General Dynamics NASSCO has developed several major modifications for its line of Expeditionary Sea Bases (ESB) to cater to emerging U.S. Navy and Marine Corps requirements. Thanks to the ESB’s commercial origins from the Alaska-class oil tanker, the potential of the class has been described as “unlimited” by NASSCO. This “unlimited potential” has resulted in modification concepts that could turn ESBs into drone motherships or even aviation support ships.
While these potential modifications made their debut during Sea Air Space Symposium 2022, the same modifications were once again shown at this year’s Surface Navy Association National Symposium by the company.
Jim Strock, an independent consultant working with NASSCO on the ESB, explained the process NASSCO used to tailor these concepts and capabilities toward the future requirements of the force:
“We did two things. We looked at emerging operational concepts. We looked at Expeditionary Advanced Base Operations, Distributed Maritime Operations, and Littoral Operations in a contested environment. We looked at future operating concepts.
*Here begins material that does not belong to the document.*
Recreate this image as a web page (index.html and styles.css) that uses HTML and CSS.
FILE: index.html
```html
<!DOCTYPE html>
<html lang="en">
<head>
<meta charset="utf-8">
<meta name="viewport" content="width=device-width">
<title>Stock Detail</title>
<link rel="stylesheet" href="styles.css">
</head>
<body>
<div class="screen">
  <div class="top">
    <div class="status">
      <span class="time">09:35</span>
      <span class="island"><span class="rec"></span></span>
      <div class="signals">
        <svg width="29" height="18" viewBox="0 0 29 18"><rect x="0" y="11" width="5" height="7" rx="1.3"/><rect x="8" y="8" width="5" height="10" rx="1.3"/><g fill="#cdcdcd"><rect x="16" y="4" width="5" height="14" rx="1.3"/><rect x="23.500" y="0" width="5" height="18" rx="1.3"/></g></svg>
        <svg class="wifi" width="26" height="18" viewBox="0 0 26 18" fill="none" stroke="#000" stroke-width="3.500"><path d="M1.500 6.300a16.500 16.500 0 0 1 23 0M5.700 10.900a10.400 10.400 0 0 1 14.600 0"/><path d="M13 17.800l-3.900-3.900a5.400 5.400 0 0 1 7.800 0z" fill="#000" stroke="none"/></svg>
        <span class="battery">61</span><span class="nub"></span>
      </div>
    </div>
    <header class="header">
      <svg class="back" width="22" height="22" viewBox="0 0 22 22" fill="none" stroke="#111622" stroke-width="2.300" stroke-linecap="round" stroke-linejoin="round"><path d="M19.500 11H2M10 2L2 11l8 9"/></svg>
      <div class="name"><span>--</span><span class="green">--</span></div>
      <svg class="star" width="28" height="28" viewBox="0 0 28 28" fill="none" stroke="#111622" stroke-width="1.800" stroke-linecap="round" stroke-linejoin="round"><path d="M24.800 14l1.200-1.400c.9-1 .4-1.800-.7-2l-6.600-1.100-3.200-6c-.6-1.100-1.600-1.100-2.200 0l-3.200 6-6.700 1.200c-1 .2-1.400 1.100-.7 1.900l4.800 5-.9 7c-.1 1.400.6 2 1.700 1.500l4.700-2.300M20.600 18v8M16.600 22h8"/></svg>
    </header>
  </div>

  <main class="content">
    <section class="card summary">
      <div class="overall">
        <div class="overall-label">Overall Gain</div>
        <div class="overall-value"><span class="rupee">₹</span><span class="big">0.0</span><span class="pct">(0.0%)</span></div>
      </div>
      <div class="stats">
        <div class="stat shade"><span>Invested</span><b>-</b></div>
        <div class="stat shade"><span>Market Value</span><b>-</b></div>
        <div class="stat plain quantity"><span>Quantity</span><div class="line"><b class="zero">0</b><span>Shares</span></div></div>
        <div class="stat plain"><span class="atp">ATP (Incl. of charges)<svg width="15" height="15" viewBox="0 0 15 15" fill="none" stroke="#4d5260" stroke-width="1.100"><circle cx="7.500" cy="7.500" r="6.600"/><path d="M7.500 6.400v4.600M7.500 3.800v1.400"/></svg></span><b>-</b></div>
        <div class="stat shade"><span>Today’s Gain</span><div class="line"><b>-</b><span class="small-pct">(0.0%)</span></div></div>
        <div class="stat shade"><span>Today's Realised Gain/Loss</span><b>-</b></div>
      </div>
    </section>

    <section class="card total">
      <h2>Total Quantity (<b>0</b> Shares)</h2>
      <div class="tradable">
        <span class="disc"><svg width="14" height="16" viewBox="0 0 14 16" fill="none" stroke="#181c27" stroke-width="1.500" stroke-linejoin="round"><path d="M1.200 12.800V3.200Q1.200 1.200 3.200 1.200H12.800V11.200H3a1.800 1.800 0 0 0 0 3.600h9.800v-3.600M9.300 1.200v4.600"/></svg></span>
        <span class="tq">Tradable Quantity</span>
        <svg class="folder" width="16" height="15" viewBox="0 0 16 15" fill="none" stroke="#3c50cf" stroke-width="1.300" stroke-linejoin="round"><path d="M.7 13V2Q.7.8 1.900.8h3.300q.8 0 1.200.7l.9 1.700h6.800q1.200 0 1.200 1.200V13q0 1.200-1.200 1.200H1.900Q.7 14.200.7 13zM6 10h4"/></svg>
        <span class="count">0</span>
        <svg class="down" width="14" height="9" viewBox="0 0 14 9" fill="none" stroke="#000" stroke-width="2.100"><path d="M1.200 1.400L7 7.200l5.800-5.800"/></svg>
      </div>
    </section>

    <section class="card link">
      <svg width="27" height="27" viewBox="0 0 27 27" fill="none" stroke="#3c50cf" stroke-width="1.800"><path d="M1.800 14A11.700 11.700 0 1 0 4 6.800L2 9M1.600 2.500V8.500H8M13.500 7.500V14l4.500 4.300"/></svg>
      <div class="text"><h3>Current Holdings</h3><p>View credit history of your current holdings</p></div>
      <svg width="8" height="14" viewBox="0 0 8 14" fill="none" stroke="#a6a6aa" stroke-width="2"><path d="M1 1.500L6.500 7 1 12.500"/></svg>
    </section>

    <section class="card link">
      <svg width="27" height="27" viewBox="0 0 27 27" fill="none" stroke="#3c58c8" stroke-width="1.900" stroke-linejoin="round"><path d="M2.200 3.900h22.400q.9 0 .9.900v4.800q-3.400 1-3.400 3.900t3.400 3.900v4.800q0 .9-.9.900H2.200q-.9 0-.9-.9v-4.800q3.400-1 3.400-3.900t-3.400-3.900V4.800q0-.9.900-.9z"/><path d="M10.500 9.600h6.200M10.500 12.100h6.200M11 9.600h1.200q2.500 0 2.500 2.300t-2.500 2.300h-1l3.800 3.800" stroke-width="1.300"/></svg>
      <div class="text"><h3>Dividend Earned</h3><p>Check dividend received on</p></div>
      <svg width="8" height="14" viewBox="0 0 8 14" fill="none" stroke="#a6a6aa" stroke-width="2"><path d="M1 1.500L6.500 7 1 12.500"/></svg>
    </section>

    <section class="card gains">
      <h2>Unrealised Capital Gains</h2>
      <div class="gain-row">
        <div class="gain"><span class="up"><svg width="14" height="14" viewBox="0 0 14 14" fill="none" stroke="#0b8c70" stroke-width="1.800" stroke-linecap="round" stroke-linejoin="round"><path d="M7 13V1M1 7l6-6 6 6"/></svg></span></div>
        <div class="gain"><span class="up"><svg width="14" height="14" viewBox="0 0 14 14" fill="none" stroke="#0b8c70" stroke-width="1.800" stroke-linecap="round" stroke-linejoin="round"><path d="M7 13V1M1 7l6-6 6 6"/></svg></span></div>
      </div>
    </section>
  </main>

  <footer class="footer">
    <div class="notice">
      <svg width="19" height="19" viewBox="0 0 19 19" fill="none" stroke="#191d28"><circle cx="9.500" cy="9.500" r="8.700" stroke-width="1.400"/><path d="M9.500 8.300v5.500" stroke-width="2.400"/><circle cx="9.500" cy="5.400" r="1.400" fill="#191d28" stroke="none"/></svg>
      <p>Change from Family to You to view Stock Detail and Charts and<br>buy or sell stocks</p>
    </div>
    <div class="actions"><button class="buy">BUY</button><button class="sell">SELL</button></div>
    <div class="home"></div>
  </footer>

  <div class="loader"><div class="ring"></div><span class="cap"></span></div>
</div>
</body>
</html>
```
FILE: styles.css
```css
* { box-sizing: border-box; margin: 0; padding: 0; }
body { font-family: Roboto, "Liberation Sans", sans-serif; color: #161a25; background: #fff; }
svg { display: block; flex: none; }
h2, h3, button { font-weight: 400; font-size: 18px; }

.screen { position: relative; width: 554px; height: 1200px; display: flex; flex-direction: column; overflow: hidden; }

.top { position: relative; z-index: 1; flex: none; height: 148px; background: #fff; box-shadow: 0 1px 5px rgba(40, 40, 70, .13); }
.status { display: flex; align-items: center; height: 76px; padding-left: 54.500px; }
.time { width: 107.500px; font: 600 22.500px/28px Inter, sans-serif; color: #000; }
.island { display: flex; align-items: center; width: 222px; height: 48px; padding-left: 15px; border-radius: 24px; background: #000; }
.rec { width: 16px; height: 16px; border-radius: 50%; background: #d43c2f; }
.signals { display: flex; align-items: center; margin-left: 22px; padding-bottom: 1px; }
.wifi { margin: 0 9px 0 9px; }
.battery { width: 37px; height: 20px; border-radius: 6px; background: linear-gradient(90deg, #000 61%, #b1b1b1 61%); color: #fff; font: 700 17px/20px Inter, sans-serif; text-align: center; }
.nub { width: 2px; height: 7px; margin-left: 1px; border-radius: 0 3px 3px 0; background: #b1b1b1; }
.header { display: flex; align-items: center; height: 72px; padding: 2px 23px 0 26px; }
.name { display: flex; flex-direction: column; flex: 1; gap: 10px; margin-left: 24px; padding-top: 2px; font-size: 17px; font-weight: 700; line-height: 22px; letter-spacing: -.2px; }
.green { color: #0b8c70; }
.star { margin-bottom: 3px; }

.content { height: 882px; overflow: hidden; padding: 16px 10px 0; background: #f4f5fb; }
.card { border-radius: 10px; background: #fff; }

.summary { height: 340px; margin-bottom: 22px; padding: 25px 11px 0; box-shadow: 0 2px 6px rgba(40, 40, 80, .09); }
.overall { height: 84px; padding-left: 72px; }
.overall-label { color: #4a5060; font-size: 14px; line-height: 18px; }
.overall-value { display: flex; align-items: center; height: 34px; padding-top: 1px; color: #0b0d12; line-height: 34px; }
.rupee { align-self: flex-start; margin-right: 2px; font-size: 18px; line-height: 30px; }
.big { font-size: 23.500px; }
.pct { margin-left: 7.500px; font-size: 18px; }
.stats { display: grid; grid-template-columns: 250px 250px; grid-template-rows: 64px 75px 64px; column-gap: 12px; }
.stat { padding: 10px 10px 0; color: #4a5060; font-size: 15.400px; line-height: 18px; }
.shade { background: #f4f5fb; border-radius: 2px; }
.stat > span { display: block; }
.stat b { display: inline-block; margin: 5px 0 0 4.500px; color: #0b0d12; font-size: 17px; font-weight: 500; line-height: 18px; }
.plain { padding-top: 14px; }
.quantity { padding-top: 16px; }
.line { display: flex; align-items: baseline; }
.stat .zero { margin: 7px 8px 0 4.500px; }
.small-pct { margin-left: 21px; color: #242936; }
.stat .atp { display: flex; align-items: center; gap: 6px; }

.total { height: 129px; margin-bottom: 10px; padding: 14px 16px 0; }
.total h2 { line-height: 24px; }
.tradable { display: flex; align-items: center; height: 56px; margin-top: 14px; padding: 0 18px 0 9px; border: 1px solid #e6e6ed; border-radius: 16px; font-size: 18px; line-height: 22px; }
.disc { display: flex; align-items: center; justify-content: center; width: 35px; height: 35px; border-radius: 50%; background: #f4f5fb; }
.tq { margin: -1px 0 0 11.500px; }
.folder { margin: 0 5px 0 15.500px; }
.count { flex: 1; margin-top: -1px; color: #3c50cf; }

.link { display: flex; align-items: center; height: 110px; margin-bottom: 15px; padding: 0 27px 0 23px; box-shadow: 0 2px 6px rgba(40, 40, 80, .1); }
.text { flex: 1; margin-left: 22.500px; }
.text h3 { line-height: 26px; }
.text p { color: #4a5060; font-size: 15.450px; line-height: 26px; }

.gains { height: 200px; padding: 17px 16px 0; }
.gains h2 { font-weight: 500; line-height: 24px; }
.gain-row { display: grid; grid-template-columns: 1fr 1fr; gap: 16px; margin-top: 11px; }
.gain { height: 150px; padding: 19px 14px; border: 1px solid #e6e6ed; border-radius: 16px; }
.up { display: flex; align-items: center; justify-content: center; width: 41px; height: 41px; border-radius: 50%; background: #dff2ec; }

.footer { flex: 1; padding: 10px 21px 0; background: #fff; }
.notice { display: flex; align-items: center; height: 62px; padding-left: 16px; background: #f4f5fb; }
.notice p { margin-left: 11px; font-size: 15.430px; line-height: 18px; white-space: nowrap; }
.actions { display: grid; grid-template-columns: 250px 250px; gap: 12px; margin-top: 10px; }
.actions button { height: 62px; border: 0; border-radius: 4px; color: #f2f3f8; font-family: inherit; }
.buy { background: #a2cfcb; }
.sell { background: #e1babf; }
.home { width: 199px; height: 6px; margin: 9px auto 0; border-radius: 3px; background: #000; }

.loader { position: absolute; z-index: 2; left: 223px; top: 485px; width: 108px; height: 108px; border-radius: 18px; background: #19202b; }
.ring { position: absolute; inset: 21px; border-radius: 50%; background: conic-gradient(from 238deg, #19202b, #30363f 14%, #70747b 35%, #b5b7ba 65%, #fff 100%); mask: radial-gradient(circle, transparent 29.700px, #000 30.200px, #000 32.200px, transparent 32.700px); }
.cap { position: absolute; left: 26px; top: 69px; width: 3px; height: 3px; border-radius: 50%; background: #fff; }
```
And then we wrote papers on how the ships could support accomplishment missions within those concepts.”
Various modifications made to support these operational concepts have been created by NASSO. Such modifications include a new aft flight deck to support unmanned aerial vehicle flight operations, the addition of repair facilities, and the capability to perform replenishment at sea with other vessels. Of these, the two most noteworthy and comprehensive modifications to the ESB are the plans to fit an unmanned underwater vehicle (UUV) bay and what seems to be the embarkation of Marine Aircraft, including F-35Bs, on the ESB.
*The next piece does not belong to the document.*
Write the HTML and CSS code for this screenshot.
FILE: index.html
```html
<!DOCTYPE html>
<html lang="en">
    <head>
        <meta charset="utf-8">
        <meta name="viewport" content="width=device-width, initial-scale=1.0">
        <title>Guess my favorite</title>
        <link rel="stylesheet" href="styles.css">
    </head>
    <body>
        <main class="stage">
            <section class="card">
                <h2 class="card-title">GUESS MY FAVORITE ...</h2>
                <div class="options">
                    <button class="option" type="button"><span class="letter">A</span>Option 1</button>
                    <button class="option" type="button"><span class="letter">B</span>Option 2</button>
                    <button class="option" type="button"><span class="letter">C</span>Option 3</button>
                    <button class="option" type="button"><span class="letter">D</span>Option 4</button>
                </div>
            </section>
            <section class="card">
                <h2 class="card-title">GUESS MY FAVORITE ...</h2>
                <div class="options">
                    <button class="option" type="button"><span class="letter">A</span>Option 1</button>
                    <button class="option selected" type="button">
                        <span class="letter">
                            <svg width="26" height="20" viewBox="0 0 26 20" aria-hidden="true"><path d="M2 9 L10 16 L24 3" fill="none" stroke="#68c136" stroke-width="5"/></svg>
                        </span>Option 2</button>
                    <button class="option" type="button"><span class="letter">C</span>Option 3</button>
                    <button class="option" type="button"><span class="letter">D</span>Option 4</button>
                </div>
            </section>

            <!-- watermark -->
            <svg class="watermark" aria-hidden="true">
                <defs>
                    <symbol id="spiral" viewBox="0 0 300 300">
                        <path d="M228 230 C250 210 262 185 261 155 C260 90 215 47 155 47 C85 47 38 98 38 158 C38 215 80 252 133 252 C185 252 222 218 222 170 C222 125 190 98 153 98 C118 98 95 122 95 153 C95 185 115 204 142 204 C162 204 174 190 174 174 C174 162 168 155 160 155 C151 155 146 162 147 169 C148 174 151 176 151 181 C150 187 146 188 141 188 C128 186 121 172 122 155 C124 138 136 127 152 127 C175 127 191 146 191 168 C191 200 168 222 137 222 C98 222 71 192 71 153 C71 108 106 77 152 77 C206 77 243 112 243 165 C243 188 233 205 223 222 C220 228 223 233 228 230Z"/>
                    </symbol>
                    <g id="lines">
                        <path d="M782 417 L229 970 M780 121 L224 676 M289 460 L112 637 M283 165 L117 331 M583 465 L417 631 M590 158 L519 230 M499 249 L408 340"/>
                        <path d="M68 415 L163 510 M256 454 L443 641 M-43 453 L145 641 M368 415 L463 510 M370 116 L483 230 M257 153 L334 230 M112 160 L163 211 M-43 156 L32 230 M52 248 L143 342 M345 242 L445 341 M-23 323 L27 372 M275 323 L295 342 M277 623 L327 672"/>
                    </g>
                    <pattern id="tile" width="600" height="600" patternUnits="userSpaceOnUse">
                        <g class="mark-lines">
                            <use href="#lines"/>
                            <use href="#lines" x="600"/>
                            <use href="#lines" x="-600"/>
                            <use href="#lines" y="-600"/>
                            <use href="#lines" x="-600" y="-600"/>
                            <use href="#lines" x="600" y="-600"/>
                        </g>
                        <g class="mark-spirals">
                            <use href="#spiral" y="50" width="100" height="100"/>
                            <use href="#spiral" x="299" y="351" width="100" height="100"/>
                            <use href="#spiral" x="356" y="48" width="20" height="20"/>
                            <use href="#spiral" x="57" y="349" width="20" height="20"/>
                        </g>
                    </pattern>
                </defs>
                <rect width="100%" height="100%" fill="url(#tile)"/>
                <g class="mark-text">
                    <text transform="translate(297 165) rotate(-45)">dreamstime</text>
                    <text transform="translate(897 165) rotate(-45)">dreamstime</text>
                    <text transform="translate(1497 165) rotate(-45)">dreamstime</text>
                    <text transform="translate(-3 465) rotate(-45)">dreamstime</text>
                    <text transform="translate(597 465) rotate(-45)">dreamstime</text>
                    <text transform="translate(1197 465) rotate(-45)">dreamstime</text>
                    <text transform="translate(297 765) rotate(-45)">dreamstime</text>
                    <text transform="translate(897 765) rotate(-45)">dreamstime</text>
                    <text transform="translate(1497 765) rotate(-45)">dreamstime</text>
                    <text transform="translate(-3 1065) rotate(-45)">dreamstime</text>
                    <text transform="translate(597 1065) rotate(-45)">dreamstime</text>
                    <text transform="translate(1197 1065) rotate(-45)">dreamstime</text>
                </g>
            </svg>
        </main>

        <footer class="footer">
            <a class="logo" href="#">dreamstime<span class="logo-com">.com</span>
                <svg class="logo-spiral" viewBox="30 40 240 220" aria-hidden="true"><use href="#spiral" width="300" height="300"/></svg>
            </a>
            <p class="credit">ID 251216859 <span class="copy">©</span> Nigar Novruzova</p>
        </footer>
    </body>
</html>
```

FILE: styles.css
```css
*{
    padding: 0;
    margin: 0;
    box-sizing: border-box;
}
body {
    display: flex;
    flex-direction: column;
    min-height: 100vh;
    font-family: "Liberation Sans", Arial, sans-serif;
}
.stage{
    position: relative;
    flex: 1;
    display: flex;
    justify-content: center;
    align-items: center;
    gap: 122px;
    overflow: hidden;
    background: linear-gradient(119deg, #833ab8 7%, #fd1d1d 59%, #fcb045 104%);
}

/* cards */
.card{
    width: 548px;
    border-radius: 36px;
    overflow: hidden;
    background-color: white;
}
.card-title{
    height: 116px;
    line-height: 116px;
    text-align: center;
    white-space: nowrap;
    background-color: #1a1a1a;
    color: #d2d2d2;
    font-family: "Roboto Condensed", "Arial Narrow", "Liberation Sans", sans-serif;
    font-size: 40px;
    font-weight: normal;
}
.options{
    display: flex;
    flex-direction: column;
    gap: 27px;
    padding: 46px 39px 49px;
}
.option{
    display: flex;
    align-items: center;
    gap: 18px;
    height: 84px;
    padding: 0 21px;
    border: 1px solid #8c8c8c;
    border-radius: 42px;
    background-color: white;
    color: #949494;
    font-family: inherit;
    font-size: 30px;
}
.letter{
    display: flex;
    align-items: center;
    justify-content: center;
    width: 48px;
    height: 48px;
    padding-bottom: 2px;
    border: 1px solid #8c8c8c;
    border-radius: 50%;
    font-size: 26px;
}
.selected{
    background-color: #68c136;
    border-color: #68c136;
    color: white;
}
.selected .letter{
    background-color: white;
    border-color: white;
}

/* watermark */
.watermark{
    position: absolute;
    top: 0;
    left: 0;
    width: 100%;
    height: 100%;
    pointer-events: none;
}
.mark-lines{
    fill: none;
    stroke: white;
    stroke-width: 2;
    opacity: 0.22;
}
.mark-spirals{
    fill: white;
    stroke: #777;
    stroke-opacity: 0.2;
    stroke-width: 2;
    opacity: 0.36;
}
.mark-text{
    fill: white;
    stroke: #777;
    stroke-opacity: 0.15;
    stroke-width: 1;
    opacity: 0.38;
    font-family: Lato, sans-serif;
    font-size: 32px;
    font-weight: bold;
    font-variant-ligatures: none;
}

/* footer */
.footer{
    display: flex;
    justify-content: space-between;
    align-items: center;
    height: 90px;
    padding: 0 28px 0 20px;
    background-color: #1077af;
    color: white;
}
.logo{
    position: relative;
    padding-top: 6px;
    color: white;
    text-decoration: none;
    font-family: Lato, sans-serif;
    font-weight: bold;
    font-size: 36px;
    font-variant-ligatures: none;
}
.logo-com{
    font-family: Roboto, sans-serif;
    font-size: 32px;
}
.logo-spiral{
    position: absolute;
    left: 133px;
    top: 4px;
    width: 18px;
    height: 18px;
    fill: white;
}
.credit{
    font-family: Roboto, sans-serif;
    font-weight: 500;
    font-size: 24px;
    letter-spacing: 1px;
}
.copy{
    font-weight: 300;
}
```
Strock explained that through a specially made launch system located inside of the vessel, an ESB can support various UUVs including the Orca Extra-Large UUV.
“We call it the Rotary UUV Launch And Recovery System, the RULARS. So we talked about how that can be engineered into the ship. This (referring to the document) shows just a moon pool. Then we went on to look at the counter-rotating system.”
NASSCO looked into a rotating system due to stability concerns at sea caused by a moon pool-type launch and recovery operation.
“It is much better in mitigating the effects of sea state surge and water coming up. It stabilizes the vehicle and keeps it in the upright position as it rotates down into the water. So the moon pool would work, but you get a lot of wave action and surface action that could become problematic. It’s hard to see here (referring to document), but it goes in, rotates around, and goes out.”
The ESB’s already extensive Command and Control facilities were highlighted by Strock as one of the reasons the vessels could be modified into unmanned motherships.
“We’ve got nearly 40 seats for operational planners, so the C4I spaces are very extensive on this ship that can be collectively used in a variety of fashions to include unmanned systems information integration.”
When inquired on how and why F-35Bs would be supported through these modifications, Strock clarified the role the F-35B would have on the ESB.
“So I want to be very, very clear. This ship was not designed to operate F-35s. Could it transit F-35 airframes into theater that could be transferred to amphibious ships and aircraft carriers? Yes. Could an F-35 with a small amount of fuel and no armament hopscotch from one ship to the next? Potentially, yes. It would involve modifications to the flight deck for deck heating modifications for the jet blast reflection.”
From these comments, these proposed modifications to ESB will not be able to support F-35B operations as those seen on more traditional amphibious assault ships such as the America-class. Instead, the concept stated by a NASSCO brochure involves the embarkation of other Marine aircraft, such as V-22 Ospreys and CH-53K King Stallions, and the facilities to fully support them so that F-35B capable amphibious assault ships can “be configured as F-35 carriers.”
Another modification explored by NASSCO was for ESB to perform At-Sea Precision Lift (ASPL), which would allow ESB to transfer supplies and equipment with other vessels while at sea. When inquired if this modification could allow for the reloading of Vertical Launch Systems (VLS) at sea, Strock stated that the Office of Naval Research is using all of the same technologies shown in the ESB’s ASPL modification concept.
“ONR took all three (technologies) and they’re now integrating that, and generically they’re calling it At-Sea Precision Lift, but they’re using the integration of these technologies for VLS reload.”
As with the previous modifications, ASPL addresses requirements and potential requests from the U.S. Navy going forward. Secretary of the Navy, Carlos del Toro, has made repeated calls for the ability to reload VLS at sea instead of in port.